Эм и m-ll Z. говорят о больницах, о безобразных тамошних злоупотреблениях, о скверной кормежке больных, о беззакониях, кумовстве и шантаже, которому подчас подвергаются несчастные больные со стороны сиделок. Однако раскрыть эти преступления значит — сыграть на руку „левым“. И об этом помалкивают. И когда встречаешь в народе ужас перед больницей, он кажется — увы! — больше чем справедливым.
Помню, однажды я захотел навестить свою племянницу незадолго до ее конца, нанял авто.
о- На улицу Буало, в лечебницу, — приказал я шоферу.
Тот спрашивает:
— Какой номер?
— Не знаю. Вы сами должны знать. Это — частная лечебница.
Тогда, повернувшись ко мне, он сказал, и в голосе его слышалось все: ненависть, презрение, насмешка, горечь.
— Мы знаем только Ларибуазьер.[13]
Это невинное слово, произнесенное по-деревенски, нараспев, прозвучало похоронным звоном.
— Да полно, — ответил я ему, — сдохнуть везде одинаково можно: что в частной больнице, что в государственной…
Но его восклицания у меня по спине мурашки забегали.
М. Н. очень умен; чувствуется, что проблемы свои он подобрал по дороге.
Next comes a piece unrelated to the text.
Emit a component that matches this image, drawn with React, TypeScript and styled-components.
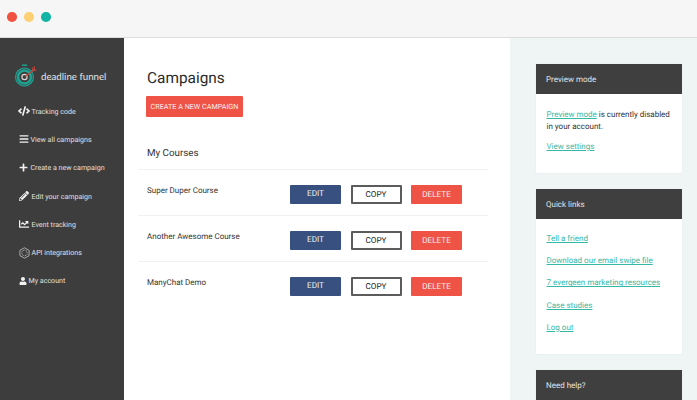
import React from 'react';
import styled, { createGlobalStyle } from 'styled-components';
import { FaCode, FaBars, FaPlus, FaPencilAlt, FaChartLine, FaUser } from 'react-icons/fa';

const GlobalStyle = createGlobalStyle`
  html, body {
    margin: 0;
    padding: 0;
    width: 697px;
    height: 400px;
    overflow: hidden;
    font-family: Roboto, "Liberation Sans", sans-serif;
    background: #fff;
  }
  * {
    text-rendering: geometricPrecision;
  }
`;

const Page = styled.div`
  width: 697px;
  height: 400px;
  display: flex;
  flex-direction: column;
  overflow: hidden;
`;
const TitleBar = styled.div`
  height: 38px;
  flex: none;
  display: flex;
  align-items: flex-start;
  gap: 7.5px;
  padding: 12px 0 0 7px;
  box-sizing: border-box;
  background: #f6f6f6;
  border-bottom: 1px solid #dcdcdc;
`;
const Dot = styled.span<{ $color: string }>`
  width: 9.5px;
  height: 9.5px;
  border-radius: 50%;
  background: ${(p) => p.$color};
`;
const Body = styled.div`
  flex: 1;
  display: flex;
  min-height: 0;
`;
const Sidebar = styled.nav`
  width: 124px;
  flex: none;
  background: #3d3d3d;
  box-sizing: border-box;
  padding: 25px 0 0 15px;
`;
const Brand = styled.div`
  display: flex;
  align-items: center;
  gap: 3px;
  height: 26px;
  margin-bottom: 8px;
`;
const BrandName = styled.span`
  font-family: Lato, sans-serif;
  font-size: 9.7px;
  font-weight: 400;
  color: #e6e6e6;
  white-space: nowrap;
  padding-top: 2px;
`;
const NavList = styled.div`
  display: flex;
  flex-direction: column;
`;
const NavItem = styled.div`
  height: 28.3px;
  display: flex;
  align-items: center;
  gap: 1.5px;
  padding-left: 3px;
  color: #e0e0e0;
  font-size: 7.1px;
  white-space: nowrap;
`;
const NavIcon = styled.span<{ $w: number }>`
  width: ${(p) => p.$w}px;
  display: flex;
  justify-content: center;
  color: #f2f2f2;
`;
const Main = styled.main`
  width: 386px;
  flex: none;
  box-sizing: border-box;
  padding: 29px 22px 0 14px;
  background: #fff;
`;
const Title = styled.h1`
  margin: 0 0 7px 9px;
  font-size: 15.4px;
  line-height: 22px;
  font-weight: 400;
  color: #2c2c2c;
`;
const CreateButton = styled.button`
  display: block;
  margin: 0 0 29px 8px;
  width: 97px;
  height: 21px;
  padding: 0;
  border: 0;
  border-radius: 1px;
  background: #ee5345;
  color: #fbeeee;
  font: 400 7.2px Roboto, sans-serif;
  white-space: nowrap;
`;
const SectionTitle = styled.h2`
  margin: 0 0 0 9px;
  height: 23px;
  padding-top: 1px;
  box-sizing: border-box;
  font-size: 9.8px;
  line-height: 14px;
  font-weight: 400;
  color: #333;
`;
const Row = styled.div`
  height: 46px;
  box-sizing: border-box;
  border-top: 1px solid #eef2f2;
  display: flex;
  align-items: flex-start;
  padding: 15px 0 0 9px;
`;
const CourseName = styled.div`
  width: 143px;
  flex: none;
  font-size: 8px;
  line-height: 12px;
  color: #333;
`;
const Actions = styled.div`
  display: flex;
  gap: 9.5px;
`;
const ActionButton = styled.button<{ $kind: 'edit' | 'copy' | 'delete' }>`
  width: 51px;
  height: 19px;
  box-sizing: border-box;
  padding: 0 0 ${(p) => (p.$kind === 'edit' ? 2 : 0)}px;
  border-radius: 1px;
  font: 400 8.2px Roboto, sans-serif;
  border: ${(p) => (p.$kind === 'copy' ? '2px solid #5c5c5c' : '0')};
  background: ${(p) =>
    p.$kind === 'edit' ? '#38507f' : p.$kind === 'copy' ? '#fff' : '#ee5345'};
  color: ${(p) => (p.$kind === 'copy' ? '#222' : '#f0f0f0')};
`;
const Aside = styled.aside`
  flex: 1;
  background: #eff5f5;
  box-sizing: border-box;
  padding: 26px 15px 0 26px;
  display: flex;
  flex-direction: column;
  gap: 16px;
`;
const Card = styled.section`
  flex: none;
  background: #fff;
  border-radius: 1px;
  box-shadow: 0 0 1px rgba(0, 0, 0, 0.15);
`;
const CardHead = styled.div`
  height: 30px;
  box-sizing: border-box;
  padding: 1px 0 0 10px;
  display: flex;
  align-items: center;
  background: #3f3f3f;
  color: #e4e4e4;
  font-size: 8px;
`;
const CardBody = styled.div<{ $h: number; $top: number }>`
  height: ${(p) => p.$h}px;
  box-sizing: border-box;
  padding: ${(p) => p.$top}px 8px 0 10.5px;
  font-size: 8px;
  line-height: 12px;
  color: #333;
`;
const Paragraph = styled.p`
  margin: 0 0 8px;
`;
const Link = styled.a`
  color: #35b8a8;
  text-decoration: underline;
  white-space: nowrap;
`;
const LinkList = styled.div`
  display: flex;
  flex-direction: column;
  gap: 10.2px;
`;

const Logo = () => (
  <svg width="23" height="26" viewBox="0 0 23 26" fill="none">
    <rect x="7" y="1.5" width="5" height="1.4" fill="#1fa596" />
    <circle cx="9.5" cy="14" r="9.5" fill="#1fa596" />
    <circle cx="9.5" cy="14" r="8" stroke="#3d3d3d" strokeWidth="0.7" />
    <circle cx="9.5" cy="14" r="5.2" fill="#3d3d3d" />
    <circle cx="9.5" cy="14" r="2.6" stroke="#d8d8d8" strokeWidth="1.2" />
    <path d="M10 13.5 19 7" stroke="#c4473a" strokeWidth="1.3" />
    <path d="M17.5 4.5 18 7.5 21.5 7M19.5 3.5 19 7" stroke="#c4473a" strokeWidth="1.1" />
  </svg>
);

const ApiIcon = () => (
  <svg width="11" height="12" viewBox="0 0 12 13" fill="none" stroke="#b5b5b5">
    <path d="M6 .8 11 3.6v5.8L6 12.2 1 9.4V3.6z" strokeWidth="1" />
    <path d="M6 3.2 8.8 4.8v3.4L6 9.8 3.2 8.2V4.8z" strokeWidth="1" strokeDasharray="1.2 .8" />
  </svg>
);

const nav = [
  { label: 'Tracking code', icon: <FaCode size={12} />, w: 12 },
  { label: 'View all campaigns', icon: <FaBars size={10} />, w: 11 },
  { label: 'Create a new campaign', icon: <FaPlus size={9} />, w: 11 },
  { label: 'Edit your campaign', icon: <FaPencilAlt size={10} />, w: 12 },
  { label: 'Event tracking', icon: <FaChartLine size={10} />, w: 12 },
  { label: 'API integrations', icon: <ApiIcon />, w: 12 },
  { label: 'My account', icon: <FaUser size={8} />, w: 9 },
];

const courses = ['Super Duper Course', 'Another Awesome Course', 'ManyChat Demo'];
const quickLinks = [
  'Tell a friend',
  'Download our email swipe file',
  '7 evergeen marketing resources',
  'Case studies',
  'Log out',
];

export default function App() {
  return (
    <Page>
      <GlobalStyle />
      <TitleBar>
        <Dot $color="#f0523f" />
        <Dot $color="#fdd073" />
        <Dot $color="#12b5a5" />
      </TitleBar>
      <Body>
        <Sidebar>
          <Brand>
            <Logo />
            <BrandName>deadline funnel</BrandName>
          </Brand>
          <NavList>
            {nav.map((item) => (
              <NavItem key={item.label}>
                <NavIcon $w={item.w}>{item.icon}</NavIcon>
                {item.label}
              </NavItem>
            ))}
          </NavList>
        </Sidebar>
        <Main>
          <Title>Campaigns</Title>
          <CreateButton>CREATE A NEW CAMPAIGN</CreateButton>
          <SectionTitle>My Courses</SectionTitle>
          {courses.map((name) => (
            <Row key={name}>
              <CourseName>{name}</CourseName>
              <Actions>
                <ActionButton $kind="edit">EDIT</ActionButton>
                <ActionButton $kind="copy">COPY</ActionButton>
                <ActionButton $kind="delete">DELETE</ActionButton>
              </Actions>
            </Row>
          ))}
        </Main>
        <Aside>
          <Card>
            <CardHead>Preview mode</CardHead>
            <CardBody $h={79} $top={15}>
              <Paragraph>
                <Link>Preview mode</Link> is currently disabled in your account.
              </Paragraph>
              <Link>View settings</Link>
            </CardBody>
          </Card>
          <Card>
            <CardHead>Quick links</CardHead>
            <CardBody $h={135} $top={14}>
              <LinkList>
                {quickLinks.map((text) => (
                  <div key={text}>
                    <Link>{text}</Link>
                  </div>
                ))}
              </LinkList>
            </CardBody>
          </Card>
          <Card>
            <CardHead>Need help?</CardHead>
          </Card>
        </Aside>
      </Body>
    </Page>
  );
}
Он их не выносил и не родил в муках.
Мне стоит большого усилия убедить себя, что я теперь в возрасте тех, кто казался мне дряхлым, когда я был молодым.
О кровосмесительном характере теорий Барреса. По его мнению, нельзя, невозможно любить людей иной крови.
Баррес (я читаю теперь с ожесточенной усидчивостью второй том его „Дневников“), видимо, обеспокоен тем, что отец Шопена происходит из Нанта. (Я писал об этом несколько страниц; нужно их только найти и доразвить.) Он отмечает факт, чтобы тотчас о нем забыть. Как он ловко сам себя изобличает! То же самое и о Клоде Желэ, великом лотарингце.[14]
Упорство, с каким он отстаивает абсурд, — вот что, может быть, больше всего и трогает в Барресе.
Но чтобы лианообразная мысль его могла вытянуться ей необходима подпорка.
„… закон человеческого производства. Мы знаем, что энергия индивидуума есть не что иное, как сумма душ его покойников, и что она получается только благодаря непрерывности земного влияния“ (стр. 93).
И наивно добавляет:
„Вот где одна из основных идей, почти достаточных для оплодотворения ума, так часто возможно их применение“. И действительно, вся работа его мысли заключалась в применении этой теории к отдельным случаям.
Нельзя твердо сказать, что эта теория ошибочна, но, как все теории, она, по прошествии определенного времени и сыграв раз навсегда определенную роль в прогрессе человечества, станет располагать к праздности и всячески тормозить его дальнейшее развитие.
И вдруг — поразительное признание (стр. 192):
„Лотарингия — могу ли я сказать со всей искренностью, что я ее люблю?…[15]
Но она проникает в не принадлежащую ей жизнь мою и, может быть, завладевает ею. Не знаю, люблю ли я ее; но, войдя в мое существо через страдание, она стала одной из причин моего развития“.